AIM: Copy out the listing that follows, exactly, without its pictures.

# # # #

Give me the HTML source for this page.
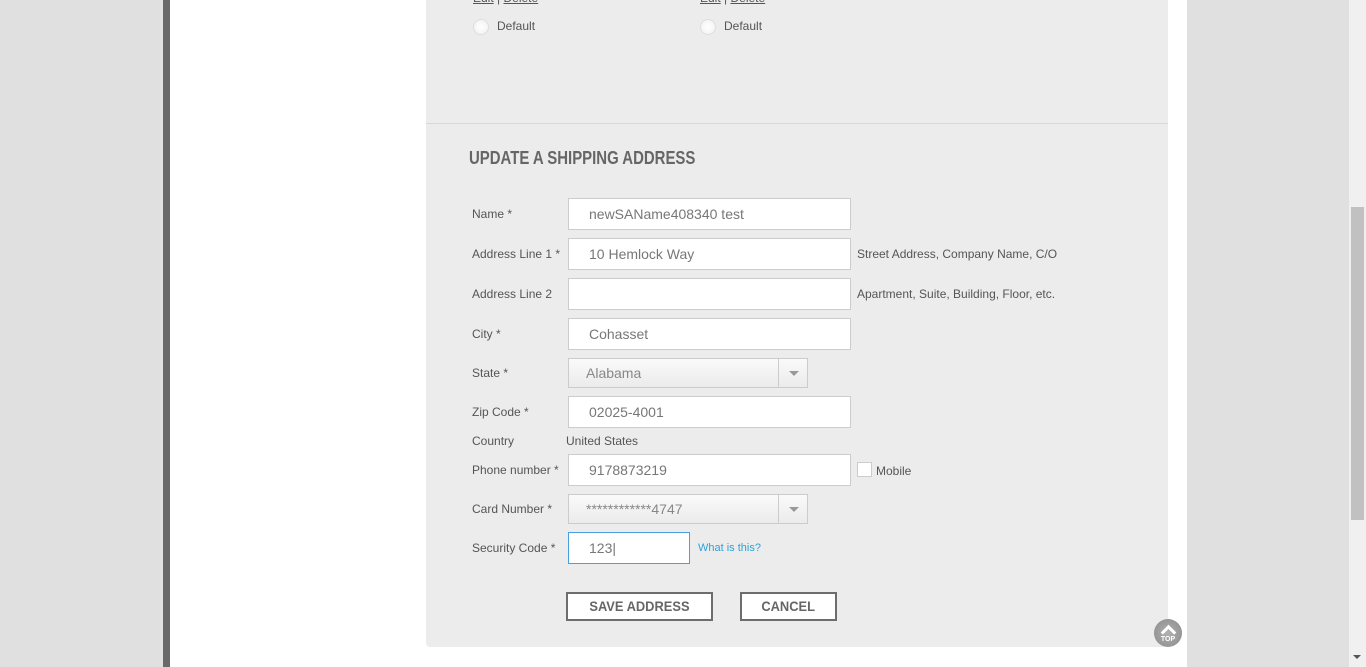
<!DOCTYPE html>
<html><head><style>
body{margin:0;width:1366px;height:667px;overflow:hidden;background:#e0e0e0;font-family:"Liberation Sans",Arial,sans-serif;position:relative}
.a{position:absolute}
.lbl{position:absolute;left:472px;font-size:12px;color:#555}
.in{position:absolute;left:568px;background:#fff;border:1px solid #ccc;font-size:14px;color:#777;line-height:30px;padding-left:20px;box-sizing:border-box;width:283px;height:32px}
.sel{position:absolute;left:568px;width:240px;height:30px;background:linear-gradient(#fafafa,#ebebeb);border:1px solid #ccc;box-sizing:border-box;font-size:14px;color:#888;line-height:28px;padding-left:17px}
.sel i{position:absolute;left:209px;top:0;width:1px;height:28px;background:#ccc}
.sel b{position:absolute;left:220px;top:12px;border-left:5px solid transparent;border-right:5px solid transparent;border-top:5px solid #999}
.hint{position:absolute;left:857px;font-size:12px;color:#555}
.btn{position:absolute;top:592px;height:29px;border:2px solid #6d6d6d;background:#fff;box-sizing:border-box;font-size:14px;font-weight:bold;color:#666;text-align:center;line-height:25px}
.btn span{display:inline-block;transform:scaleX(0.92)}
.radio{position:absolute;width:16px;height:16px;border-radius:50%;background:radial-gradient(#fff,#f0f0f0);border:1px solid #ddd;box-sizing:border-box}
u{text-decoration:underline}
</style></head><body>
<div class="a" style="left:163px;top:0;width:7px;height:667px;background:#696969"></div>
<div class="a" style="left:170px;top:0;width:1017px;height:667px;background:#fff"></div>
<div class="a" style="left:1349px;top:0;width:17px;height:667px;background:#f0f0f0"></div>
<div class="a" style="left:1351px;top:207px;width:13px;height:313px;background:#c1c1c1"></div>
<div class="a" style="left:1353px;top:655px;border-left:4px solid transparent;border-right:4px solid transparent;border-top:4px solid #555"></div>
<div class="a" style="left:426px;top:0;width:742px;height:647px;background:#ececec;border-radius:0 0 4px 4px"></div>
<div class="a" style="left:426px;top:123px;width:742px;height:1px;background:#d8d8d8"></div>
<div class="a" style="left:473px;top:-9px;font-size:12px;color:#555"><u>Edit</u> | <u>Delete</u></div>
<div class="a" style="left:700px;top:-9px;font-size:12px;color:#555"><u>Edit</u> | <u>Delete</u></div>
<div class="radio" style="left:473px;top:19px"></div>
<div class="a" style="left:497px;top:19px;font-size:12px;color:#555">Default</div>
<div class="radio" style="left:700px;top:19px"></div>
<div class="a" style="left:724px;top:19px;font-size:12px;color:#555">Default</div>
<div class="a" style="left:469px;top:148px;font-size:18px;font-weight:bold;color:#666;transform:scaleX(0.83);transform-origin:left;white-space:nowrap">UPDATE A SHIPPING ADDRESS</div>

<div class="lbl" style="top:207px">Name *</div><div class="in" style="top:198px">newSAName408340 test</div>
<div class="lbl" style="top:247px">Address Line 1 *</div><div class="in" style="top:238px">10 Hemlock Way</div><div class="hint" style="top:247px">Street Address, Company Name, C/O</div>
<div class="lbl" style="top:287px">Address Line 2</div><div class="in" style="top:278px"></div><div class="hint" style="top:287px">Apartment, Suite, Building, Floor, etc.</div>
<div class="lbl" style="top:327px">City *</div><div class="in" style="top:318px">Cohasset</div>
<div class="lbl" style="top:366px">State *</div><div class="sel" style="top:358px">Alabama<i></i><b></b></div>
<div class="lbl" style="top:405px">Zip Code *</div><div class="in" style="top:396px">02025-4001</div>
<div class="lbl" style="top:434px">Country</div><div class="a" style="left:566px;top:434px;font-size:12px;color:#555">United States</div>
<div class="lbl" style="top:463px">Phone number *</div><div class="in" style="top:454px">9178873219</div>
<div class="a" style="left:857px;top:462px;width:15px;height:15px;background:#fff;border:1px solid #ccc;box-sizing:border-box"></div>
<div class="a" style="left:876px;top:464px;font-size:12px;color:#555">Mobile</div>
<div class="lbl" style="top:502px">Card Number *</div><div class="sel" style="top:494px">************4747<i></i><b></b></div>
<div class="lbl" style="top:541px">Security Code *</div>
<div class="in" style="top:532px;width:122px;border:1px solid #4a9fe0">123|</div>
<div class="a" style="left:698px;top:542px;font-size:11px;color:#2aa3db">What is this?</div>
<div class="btn" style="left:566px;width:147px"><span>SAVE ADDRESS</span></div>
<div class="btn" style="left:740px;width:97px"><span>CANCEL</span></div>
<div class="a" style="left:1154px;top:619px;width:28px;height:28px;border-radius:50%;background:radial-gradient(#b0b0b0,#8a8a8a);color:#fff;font-size:7px;font-weight:bold;text-align:center">
<div style="margin:8px auto 0;width:8px;height:8px;border-left:3px solid #fff;border-top:3px solid #fff;transform:rotate(45deg)"></div><div style="margin-top:-2px">TOP</div></div>
</body></html>
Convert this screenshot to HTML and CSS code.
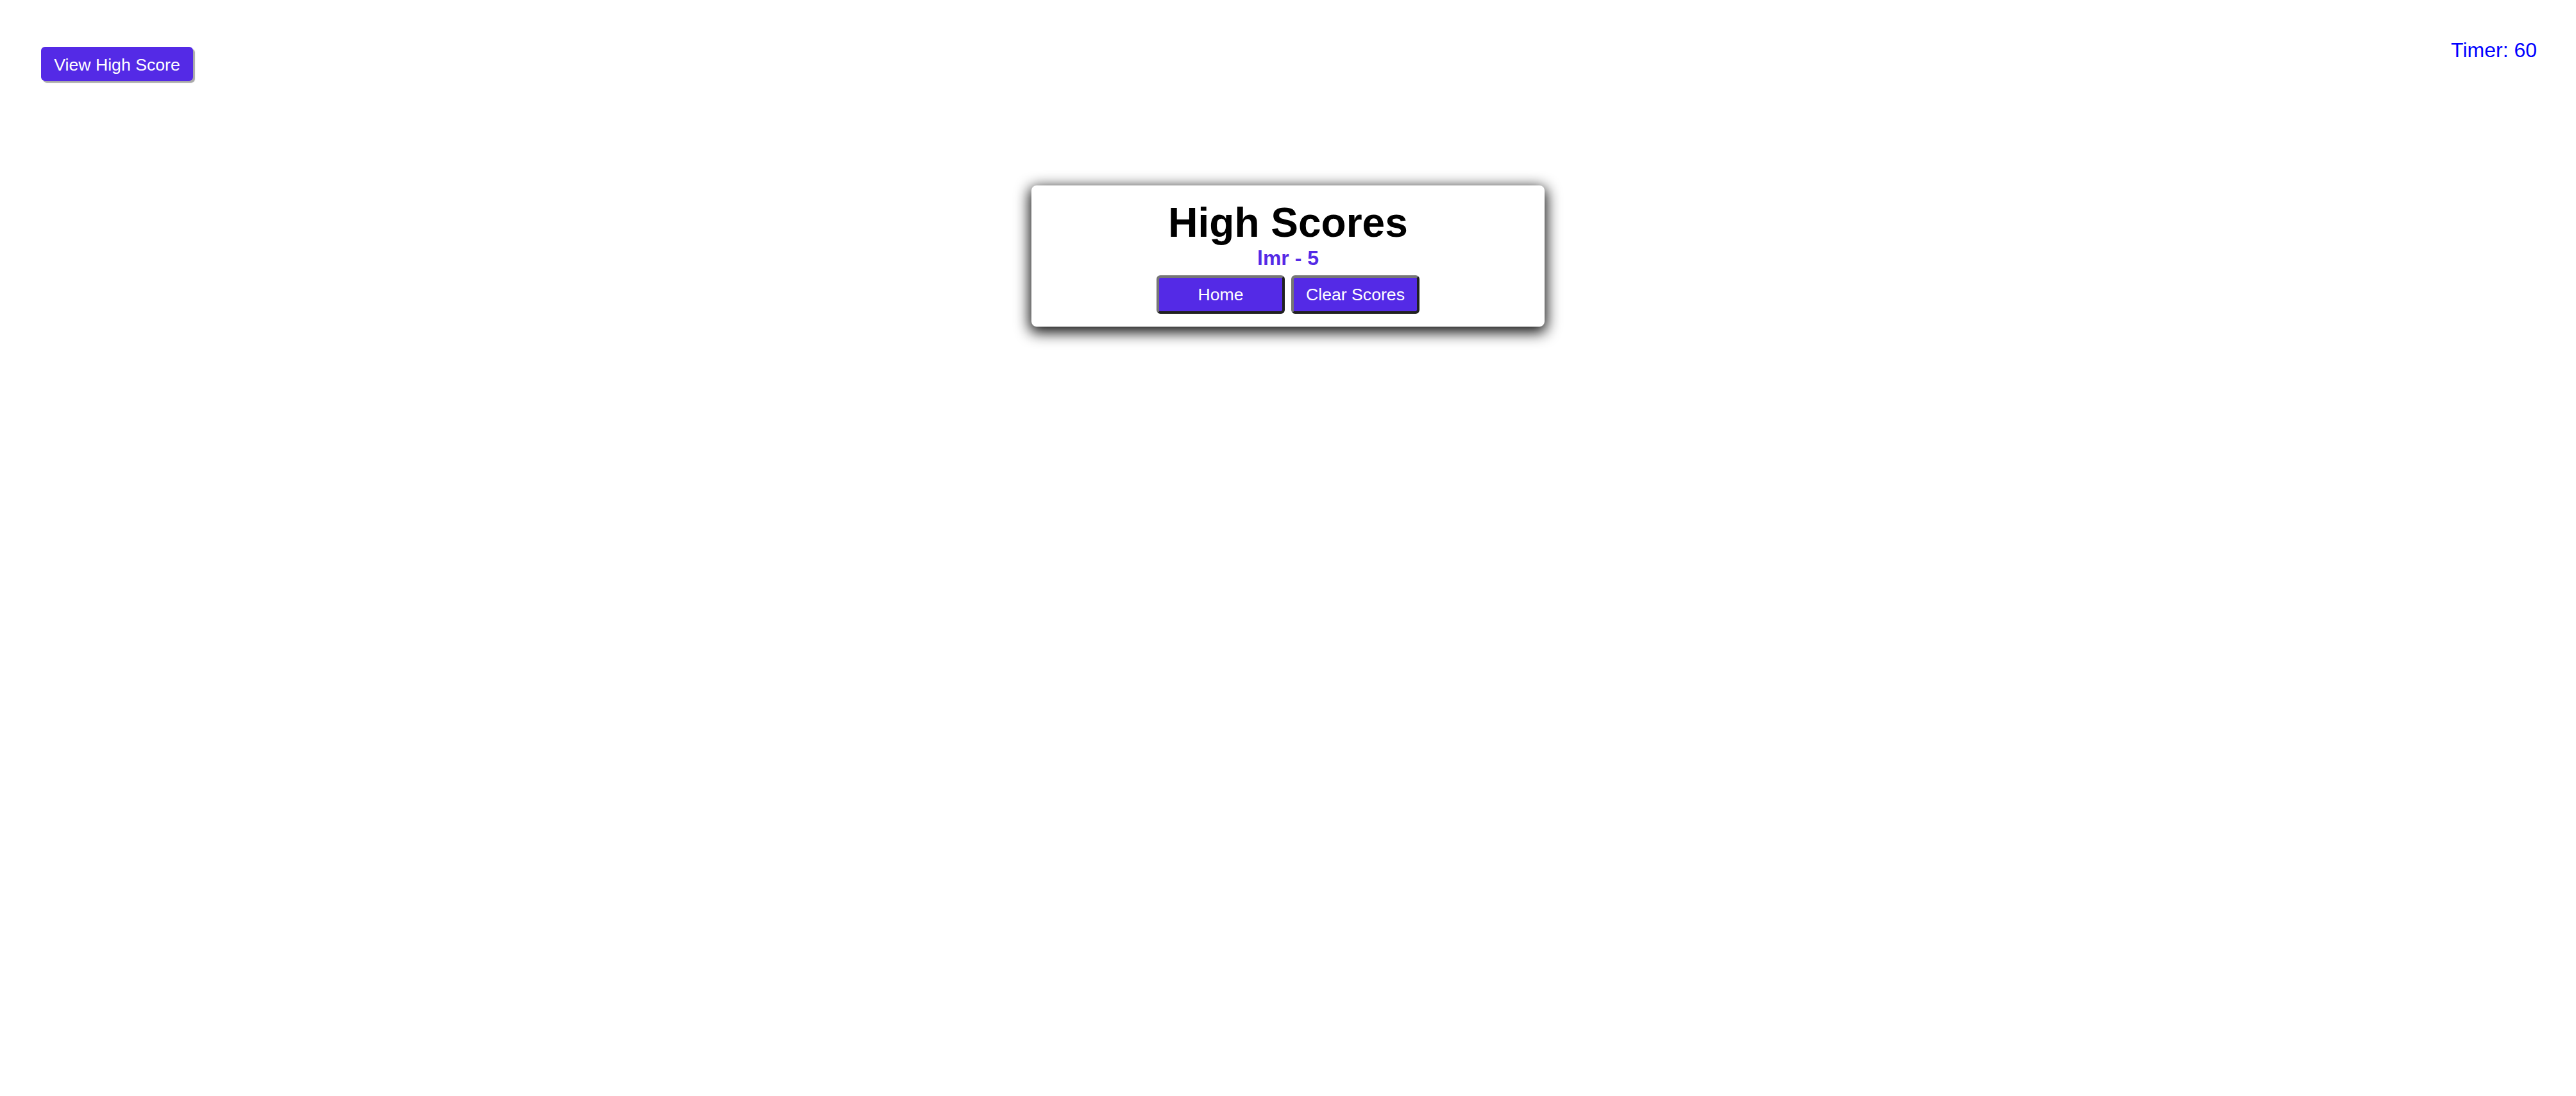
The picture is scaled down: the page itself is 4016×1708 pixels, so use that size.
FILE: index.html
```html
<!DOCTYPE html>
<html lang="en">
<head>
<meta charset="utf-8">
<title>Quiz - High Scores</title>
<link rel="stylesheet" href="styles.css">
</head>
<body>
<header class="top-bar">
  <button class="view-btn" type="button">View High Score</button>
  <div class="timer">Timer: 60</div>
</header>
<main class="main">
  <section class="card">
    <h1 class="card-title">High Scores</h1>
    <p class="score">lmr - 5</p>
    <div class="actions">
      <button class="action-btn" type="button">Home</button>
      <button class="action-btn" type="button">Clear Scores</button>
    </div>
  </section>
</main>
</body>
</html>
```

FILE: styles.css
```css
html, body {
  margin: 0;
  padding: 0;
  background: #ffffff;
  font-family: "Liberation Sans", Arial, sans-serif;
}

body {
  min-height: 1708px;
}

.top-bar {
  display: flex;
  justify-content: space-between;
  align-items: flex-start;
  padding: 60px 61px 0 64px;
}

.view-btn {
  margin-top: 13px;
  box-sizing: border-box;
  width: 237px;
  height: 53px;
  padding: 3px 0 0;
  border: none;
  border-radius: 6px;
  background: #542ae6;
  color: #ffffff;
  font-family: "Liberation Sans", Arial, sans-serif;
  font-size: 26.67px;
  box-shadow: 3px 3px 1px #a9a9a9;
  cursor: pointer;
}

.timer {
  color: #0000ff;
  font-size: 32px;
  line-height: 37px;
}

.main {
  display: flex;
  justify-content: center;
  padding: 163px 0 80px;
}

.card {
  box-sizing: border-box;
  width: 800px;
  height: 220px;
  padding: 22px 20px 20px;
  border-radius: 8px;
  background: #ffffff;
  box-shadow: 0 6px 22px 3px rgba(0, 0, 0, 0.95);
  display: flex;
  flex-direction: column;
  align-items: center;
  text-align: center;
}

.card-title {
  margin: 0;
  font-size: 64px;
  font-weight: bold;
  line-height: 73px;
  color: #000000;
}

.score {
  margin: 0;
  font-size: 32px;
  font-weight: bold;
  line-height: 37px;
  color: #542ae6;
}

.actions {
  display: flex;
  gap: 10px;
  margin-top: 8px;
}

.action-btn {
  box-sizing: border-box;
  width: 200px;
  height: 60px;
  padding: 0;
  border: 4px outset #767676;
  border-radius: 6px;
  background: #542ae6;
  color: #ffffff;
  font-family: "Liberation Sans", Arial, sans-serif;
  font-size: 26.67px;
  cursor: pointer;
}
```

# # # #

RESULT OF THIS TASK:
Give me the HTML source for this page.
<!DOCTYPE html>
<html><head><style>
body{margin:0;width:1366px;height:667px;overflow:hidden;background:#e0e0e0;font-family:"Liberation Sans",Arial,sans-serif;position:relative}
.a{position:absolute}
.lbl{position:absolute;left:472px;font-size:12px;color:#555}
.in{position:absolute;left:568px;background:#fff;border:1px solid #ccc;font-size:14px;color:#777;line-height:30px;padding-left:20px;box-sizing:border-box;width:283px;height:32px}
.sel{position:absolute;left:568px;width:240px;height:30px;background:linear-gradient(#fafafa,#ebebeb);border:1px solid #ccc;box-sizing:border-box;font-size:14px;color:#888;line-height:28px;padding-left:17px}
.sel i{position:absolute;left:209px;top:0;width:1px;height:28px;background:#ccc}
.sel b{position:absolute;left:220px;top:12px;border-left:5px solid transparent;border-right:5px solid transparent;border-top:5px solid #999}
.hint{position:absolute;left:857px;font-size:12px;color:#555}
.btn{position:absolute;top:592px;height:29px;border:2px solid #6d6d6d;background:#fff;box-sizing:border-box;font-size:14px;font-weight:bold;color:#666;text-align:center;line-height:25px}
.btn span{display:inline-block;transform:scaleX(0.92)}
.radio{position:absolute;width:16px;height:16px;border-radius:50%;background:radial-gradient(#fff,#f0f0f0);border:1px solid #ddd;box-sizing:border-box}
u{text-decoration:underline}
</style></head><body>
<div class="a" style="left:163px;top:0;width:7px;height:667px;background:#696969"></div>
<div class="a" style="left:170px;top:0;width:1017px;height:667px;background:#fff"></div>
<div class="a" style="left:1349px;top:0;width:17px;height:667px;background:#f0f0f0"></div>
<div class="a" style="left:1351px;top:207px;width:13px;height:313px;background:#c1c1c1"></div>
<div class="a" style="left:1353px;top:655px;border-left:4px solid transparent;border-right:4px solid transparent;border-top:4px solid #555"></div>
<div class="a" style="left:426px;top:0;width:742px;height:647px;background:#ececec;border-radius:0 0 4px 4px"></div>
<div class="a" style="left:426px;top:123px;width:742px;height:1px;background:#d8d8d8"></div>
<div class="a" style="left:473px;top:-9px;font-size:12px;color:#555"><u>Edit</u> | <u>Delete</u></div>
<div class="a" style="left:700px;top:-9px;font-size:12px;color:#555"><u>Edit</u> | <u>Delete</u></div>
<div class="radio" style="left:473px;top:19px"></div>
<div class="a" style="left:497px;top:19px;font-size:12px;color:#555">Default</div>
<div class="radio" style="left:700px;top:19px"></div>
<div class="a" style="left:724px;top:19px;font-size:12px;color:#555">Default</div>
<div class="a" style="left:469px;top:148px;font-size:18px;font-weight:bold;color:#666;transform:scaleX(0.83);transform-origin:left;white-space:nowrap">UPDATE A SHIPPING ADDRESS</div>

<div class="lbl" style="top:207px">Name *</div><div class="in" style="top:198px">newSAName408340 test</div>
<div class="lbl" style="top:247px">Address Line 1 *</div><div class="in" style="top:238px">10 Hemlock Way</div><div class="hint" style="top:247px">Street Address, Company Name, C/O</div>
<div class="lbl" style="top:287px">Address Line 2</div><div class="in" style="top:278px"></div><div class="hint" style="top:287px">Apartment, Suite, Building, Floor, etc.</div>
<div class="lbl" style="top:327px">City *</div><div class="in" style="top:318px">Cohasset</div>
<div class="lbl" style="top:366px">State *</div><div class="sel" style="top:358px">Alabama<i></i><b></b></div>
<div class="lbl" style="top:405px">Zip Code *</div><div class="in" style="top:396px">02025-4001</div>
<div class="lbl" style="top:434px">Country</div><div class="a" style="left:566px;top:434px;font-size:12px;color:#555">United States</div>
<div class="lbl" style="top:463px">Phone number *</div><div class="in" style="top:454px">9178873219</div>
<div class="a" style="left:857px;top:462px;width:15px;height:15px;background:#fff;border:1px solid #ccc;box-sizing:border-box"></div>
<div class="a" style="left:876px;top:464px;font-size:12px;color:#555">Mobile</div>
<div class="lbl" style="top:502px">Card Number *</div><div class="sel" style="top:494px">************4747<i></i><b></b></div>
<div class="lbl" style="top:541px">Security Code *</div>
<div class="in" style="top:532px;width:122px;border:1px solid #4a9fe0">123|</div>
<div class="a" style="left:698px;top:542px;font-size:11px;color:#2aa3db">What is this?</div>
<div class="btn" style="left:566px;width:147px"><span>SAVE ADDRESS</span></div>
<div class="btn" style="left:740px;width:97px"><span>CANCEL</span></div>
<div class="a" style="left:1154px;top:619px;width:28px;height:28px;border-radius:50%;background:radial-gradient(#b0b0b0,#8a8a8a);color:#fff;font-size:7px;font-weight:bold;text-align:center">
<div style="margin:8px auto 0;width:8px;height:8px;border-left:3px solid #fff;border-top:3px solid #fff;transform:rotate(45deg)"></div><div style="margin-top:-2px">TOP</div></div>
</body></html>
Convert this screenshot to HTML and CSS code.
The picture is scaled down: the page itself is 4016×1708 pixels, so use that size.
FILE: index.html
```html
<!DOCTYPE html>
<html lang="en">
<head>
<meta charset="utf-8">
<title>Quiz - High Scores</title>
<link rel="stylesheet" href="styles.css">
</head>
<body>
<header class="top-bar">
  <button class="view-btn" type="button">View High Score</button>
  <div class="timer">Timer: 60</div>
</header>
<main class="main">
  <section class="card">
    <h1 class="card-title">High Scores</h1>
    <p class="score">lmr - 5</p>
    <div class="actions">
      <button class="action-btn" type="button">Home</button>
      <button class="action-btn" type="button">Clear Scores</button>
    </div>
  </section>
</main>
</body>
</html>
```

FILE: styles.css
```css
html, body {
  margin: 0;
  padding: 0;
  background: #ffffff;
  font-family: "Liberation Sans", Arial, sans-serif;
}

body {
  min-height: 1708px;
}

.top-bar {
  display: flex;
  justify-content: space-between;
  align-items: flex-start;
  padding: 60px 61px 0 64px;
}

.view-btn {
  margin-top: 13px;
  box-sizing: border-box;
  width: 237px;
  height: 53px;
  padding: 3px 0 0;
  border: none;
  border-radius: 6px;
  background: #542ae6;
  color: #ffffff;
  font-family: "Liberation Sans", Arial, sans-serif;
  font-size: 26.67px;
  box-shadow: 3px 3px 1px #a9a9a9;
  cursor: pointer;
}

.timer {
  color: #0000ff;
  font-size: 32px;
  line-height: 37px;
}

.main {
  display: flex;
  justify-content: center;
  padding: 163px 0 80px;
}

.card {
  box-sizing: border-box;
  width: 800px;
  height: 220px;
  padding: 22px 20px 20px;
  border-radius: 8px;
  background: #ffffff;
  box-shadow: 0 6px 22px 3px rgba(0, 0, 0, 0.95);
  display: flex;
  flex-direction: column;
  align-items: center;
  text-align: center;
}

.card-title {
  margin: 0;
  font-size: 64px;
  font-weight: bold;
  line-height: 73px;
  color: #000000;
}

.score {
  margin: 0;
  font-size: 32px;
  font-weight: bold;
  line-height: 37px;
  color: #542ae6;
}

.actions {
  display: flex;
  gap: 10px;
  margin-top: 8px;
}

.action-btn {
  box-sizing: border-box;
  width: 200px;
  height: 60px;
  padding: 0;
  border: 4px outset #767676;
  border-radius: 6px;
  background: #542ae6;
  color: #ffffff;
  font-family: "Liberation Sans", Arial, sans-serif;
  font-size: 26.67px;
  cursor: pointer;
}
```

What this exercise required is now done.